Just some further thoughts to run by you, Garnett. Your statement about God and Nothingness clearly involves different types of truth and their application together. While that statement involves too much to get into here, the ideas of both God and Nothingness involve elements of correspondent truth (words corresponding to agreed upon reality) and analytical truth (like logic and math – stuff in the head that don’t need to be in reality the exact same way). My comments stress God as a correspondent truth having produced much evidence of existence in reality, and Nothingness more as an analytical truth. Of course, to many theologians and philosophers, God is also a necessary analytical truth – which might in part explain our comment about God in an idealistic sense. On the other hand, Nothingness is something (an oxymoron just then?) we are not even 100% certain exists in Time-Space (it has no existence!), so it becomes more of an analytical concept. But perhaps it can also exist in reality, as Dr. Krauss seems to suggest. In any case, Mr. Colbert thinks in a conventional Western sense reflecting my comments, and Dr. Krauss thinks as a Western materialist who bores on scientism, meaning science can explain everything – which it philosophically just can’t. Hard to see God = Nothingness either way. And idealist might say all is God and consciousness and a certain type of Hindu or Buddhist might say that God is no-self, which is perhaps a form of nothingness, but that would not make sense to a Western worldview outside idealism. Another interesting question beyond whether nothing can generate something is the related question of whether all creations need a creator. What creatures a caterpillar and what creates a butterfly? When is one thing not another? Good luck with that one, too. Your follow up comments are welcome. Quite sure we are missing things here.

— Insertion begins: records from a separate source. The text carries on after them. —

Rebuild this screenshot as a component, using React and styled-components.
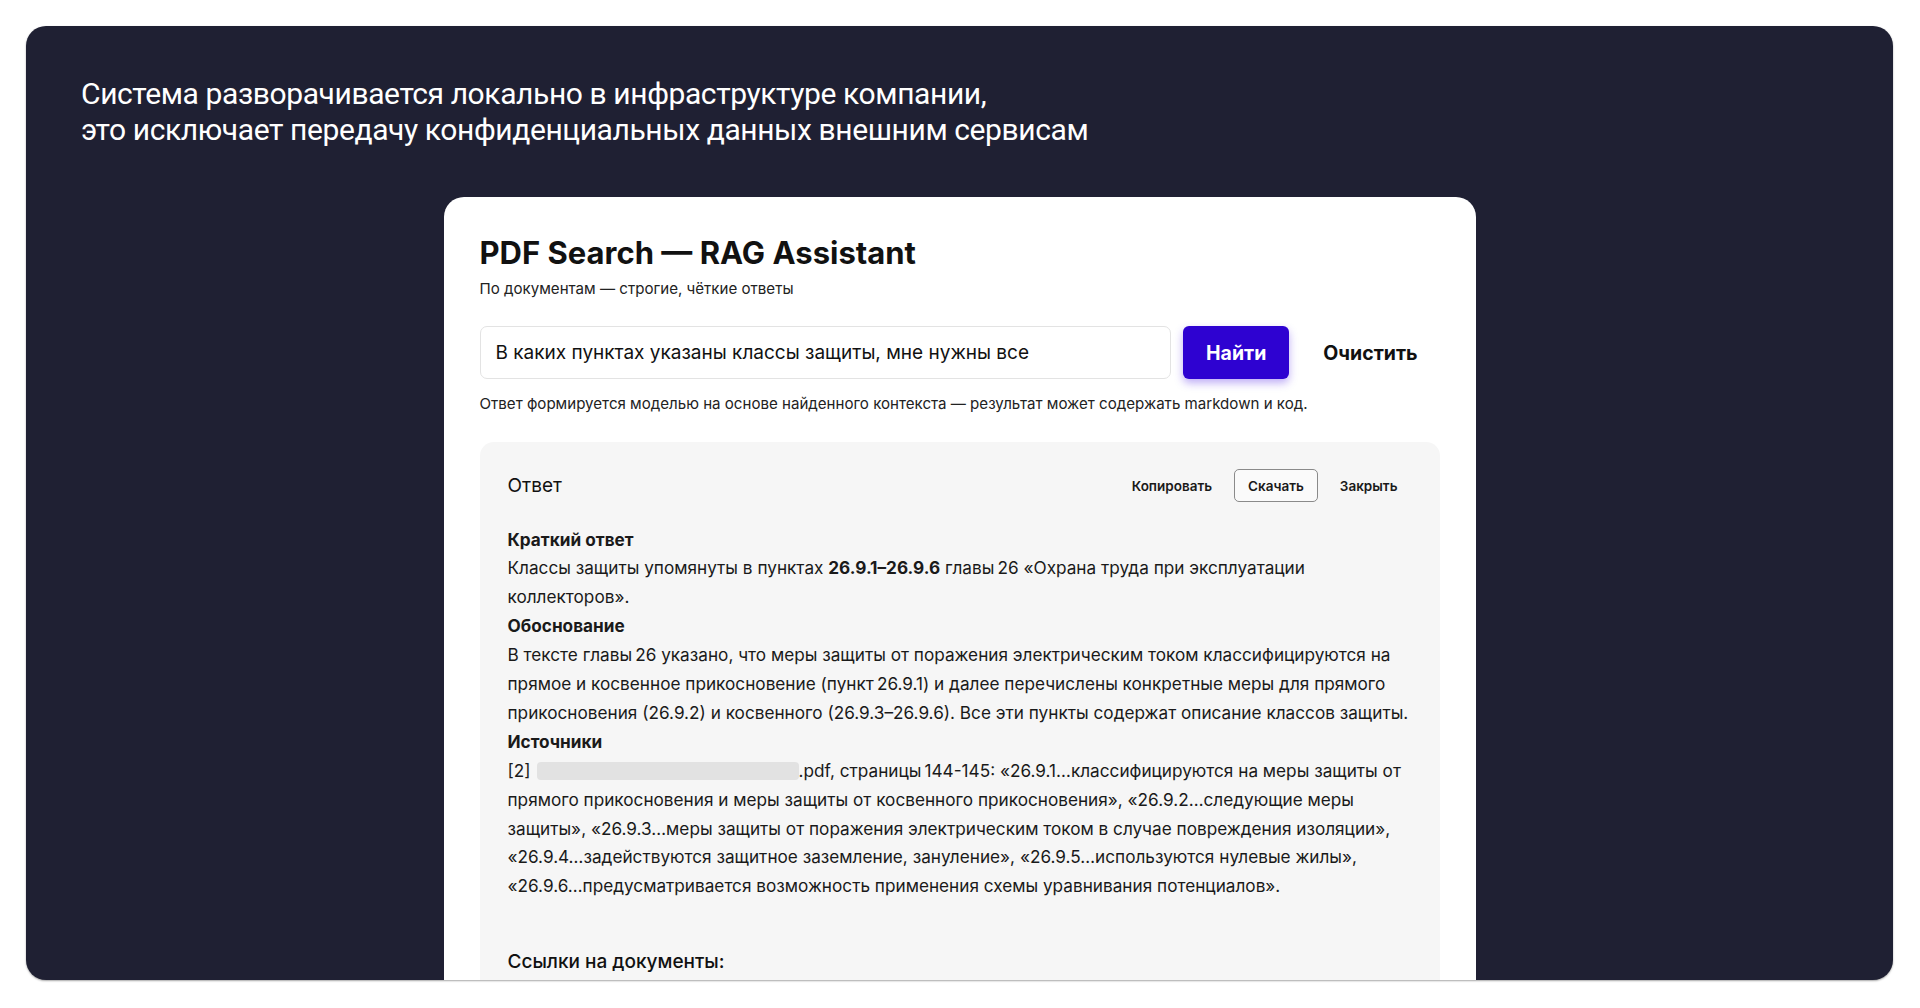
import styled, { createGlobalStyle } from "styled-components"

const GlobalStyle = createGlobalStyle`
  html, body {
    margin: 0;
    padding: 0;
    background: #ffffff;
  }
  * {
    box-sizing: border-box;
  }
`

const Page = styled.div`
  padding: 26px 27px 28px 26px;
  height: 1008px;
`

const Slide = styled.section`
  height: 954px;
  background: #1f2033;
  border-radius: 20px;
  overflow: hidden;
  display: flex;
  flex-direction: column;
  align-items: center;
  box-shadow: 0 1px 2px rgba(0, 0, 0, 0.35);
`

const Lead = styled.h1`
  align-self: stretch;
  margin: 0;
  padding: 50px 55px 49px;
  font-family: Roboto, "Noto Sans", sans-serif;
  font-weight: 400;
  font-size: 30px;
  line-height: 36px;
  letter-spacing: -0.4px;
  color: #ffffff;
`

const Card = styled.main`
  width: 1032px;
  flex-shrink: 0;
  background: #ffffff;
  border-radius: 20px 20px 0 0;
  padding: 37px 36px 0;
  font-family: Inter, "Noto Sans", sans-serif;
  color: #111111;
`

const Title = styled.h2`
  margin: 0;
  font-size: 31px;
  font-weight: 700;
  line-height: 38px;
`

const Subtitle = styled.p`
  margin: 7px 0 0;
  font-size: 15.1px;
  line-height: 20px;
  color: #222;
`

const SearchRow = styled.div`
  display: flex;
  align-items: stretch;
  gap: 12px;
  margin-top: 27px;
  height: 53px;
`

const Query = styled.input`
  flex: 1;
  min-width: 0;
  border: 1px solid #e3e3e3;
  border-radius: 7px;
  padding: 0 15px;
  font-family: Inter, "Noto Sans", sans-serif;
  font-size: 19px;
  color: #111;
  background: #fff;
  outline: none;
`

const Button = styled.button`
  border: none;
  border-radius: 6px;
  font-family: Inter, "Noto Sans", sans-serif;
  font-size: 19.5px;
  font-weight: 700;
  cursor: pointer;
  padding: 0 ${(p) => (p.$primary ? "23px" : "22px")};
  background: ${(p) => (p.$primary ? "#2e02d1" : "transparent")};
  color: ${(p) => (p.$primary ? "#ffffff" : "#111111")};
  box-shadow: ${(p) => (p.$primary ? "0 4px 8px rgba(70, 20, 230, 0.35)" : "none")};
`

const Hint = styled.p`
  margin: 15px 0 0;
  font-size: 15.1px;
  line-height: 20px;
  color: #222;
`

const Panel = styled.section`
  margin-top: 28px;
  background: #f6f6f6;
  border-radius: 14px 14px 0 0;
  padding: 27px 20px 60px 28px;
`

const PanelHead = styled.div`
  display: flex;
  align-items: center;
  justify-content: space-between;
  height: 33px;
  padding-right: 8px;
`

const PanelTitle = styled.h3`
  margin: 0;
  font-size: 19px;
  font-weight: 400;
  color: #111;
`

const Actions = styled.div`
  display: flex;
  gap: 8px;
  height: 33px;
`

const ActionButton = styled.button`
  padding: 0 13px;
  border-radius: 5px;
  border: 1px solid ${(p) => (p.$outlined ? "#8a8a8a" : "transparent")};
  background: ${(p) => (p.$outlined ? "#fafafa" : "transparent")};
  font-family: Inter, "Noto Sans", sans-serif;
  font-size: 13.5px;
  font-weight: 600;
  color: #1a1a1a;
  cursor: pointer;
`

const Answer = styled.div`
  margin-top: 23.5px;
  font-size: 17.2px;
  line-height: 28.9px;
  color: #1a1a1a;
`

const Heading = styled.div`
  font-weight: 700;
`

const Para = styled.p`
  margin: 0;
`

const Redacted = styled.span`
  display: inline-block;
  width: 262px;
  height: 18px;
  margin-left: 6px;
  vertical-align: -3px;
  border-radius: 4px;
  background: #e2e2e2;
`

const LinksTitle = styled.h4`
  margin: 45.5px 0 0;
  font-size: 19px;
  font-weight: 500;
  line-height: 29px;
  color: #111;
`

const n = "\u202F"

function App() {
  return (
    <>
      <GlobalStyle />
      <Page>
        <Slide>
          <Lead>
            Система разворачивается локально в инфраструктуре компании,
            <br />
            это исключает передачу конфиденциальных данных внешним сервисам
          </Lead>
          <Card>
            <Title>PDF Search — RAG Assistant</Title>
            <Subtitle>По документам — строгие, чёткие ответы</Subtitle>
            <SearchRow>
              <Query defaultValue="В каких пунктах указаны классы защиты, мне нужны все" />
              <Button $primary>Найти</Button>
              <Button>Очистить</Button>
            </SearchRow>
            <Hint>
              Ответ формируется моделью на основе найденного контекста — результат может содержать markdown и код.
            </Hint>
            <Panel>
              <PanelHead>
                <PanelTitle>Ответ</PanelTitle>
                <Actions>
                  <ActionButton>Копировать</ActionButton>
                  <ActionButton $outlined>Скачать</ActionButton>
                  <ActionButton>Закрыть</ActionButton>
                </Actions>
              </PanelHead>
              <Answer>
                <Heading>Краткий ответ</Heading>
                <Para>
                  Классы защиты упомянуты в пунктах <b>26.9.1–26.9.6</b> главы{n}26 «Охрана труда при эксплуатации
                  коллекторов».
                </Para>
                <Heading>Обоснование</Heading>
                <Para>
                  В тексте главы{n}26 указано, что меры защиты от поражения электрическим током классифицируются на
                  прямое и косвенное прикосновение (пункт{n}26.9.1) и далее перечислены конкретные меры для прямого
                  прикосновения (26.9.2) и косвенного (26.9.3–26.9.6). Все эти пункты содержат описание классов защиты.
                </Para>
                <Heading>Источники</Heading>
                <Para>
                  [2]
                  <Redacted />
                  .pdf, страницы{n}144-145: «26.9.1…классифицируются на меры защиты от прямого прикосновения и меры
                  защиты от косвенного прикосновения», «26.9.2…следующие меры защиты», «26.9.3…меры защиты от
                  поражения электрическим током в случае повреждения изоляции», «26.9.4…задействуются защитное
                  заземление, зануление», «26.9.5…используются нулевые жилы», «26.9.6…предусматривается возможность
                  применения схемы уравнивания потенциалов».
                </Para>
              </Answer>
              <LinksTitle>Ссылки на документы:</LinksTitle>
            </Panel>
          </Card>
        </Slide>
      </Page>
    </>
  )
}

export default App
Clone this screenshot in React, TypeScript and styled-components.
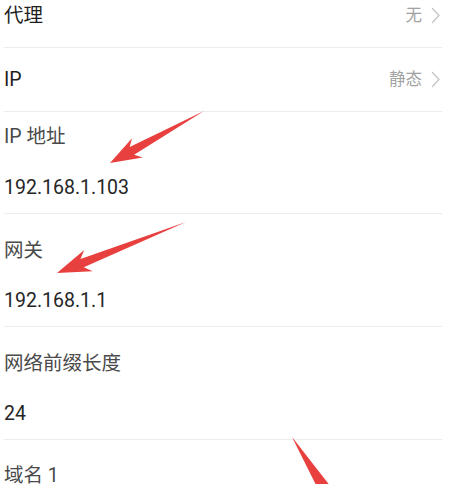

“In the beginning, was the Word, and the Word was with God, and the Word was God.” John 1:1
You beat us to it, Garnett! Comment from the Praxis Circle Team
Yes, John 1:1 is what I was referring to in my comment. I actually tend to agree with your position, however, I see the divinity within us all, including Dr. Krauss, and that is why I love this Praxis project. It emphasizes the need to listen to each others’ worldview so we can understand them at a level beyond symbols. I was simply pointing out how Colbert’s tongue-in-cheek comment shows how Krauss’s understanding of “nothing” is basically the same as a laymen understanding of “God,” and thus, you’d be right in that Krauss is wrong about God.
“in our opinion. He was implying that Krauss’ nothing was actually something throughout the interview, which Krauss virtually admitted when pressed.” –exactly.
One aside– in the grizzly bear example, I would say there is a difference between the actual reality of the grizzly bear chasing us and someone communicating that the bear is chasing us. If I spoke zero English, I would still experience the bear chasing us as you would, but I would not understand “the bear is chasing us.” And therefore it is my belief that language itself is divine– which consists of meaning & agreement upon symbols. The Bible alludes to this phenomen(on/a) in both John 1:1 and also with the story of the Tower of Babel.
I understand you completely now, Garnett; fits my own worldview, I think. In every way: God’s image (Imago Dei) is in all humans and Krauss’ “nothing” being Colbert’s something – which was to Colbert God “in the beginning.” 🙂 I totally missed your meaning there the first time. Sorry! 🙂 Also, your distinction about the bear analogy seems quite right, as well: Language is a human mental and even spiritual, analytical activity at such a high level it places us on “The Word’s” plain (John 1:1) and makes us, at least on that basis, special among beings that we know of. Not necessarily better but wonderful and different. Other worldviews have these beautiful thoughts in the same and different ways. To top it off, we seem to agree in that we see the same Grizzly bear chasing us (the entire discussion we just had that we now agree on) and can leave him now back in the woods for the evening. Thank you for your very interesting response and have a great rest of evening!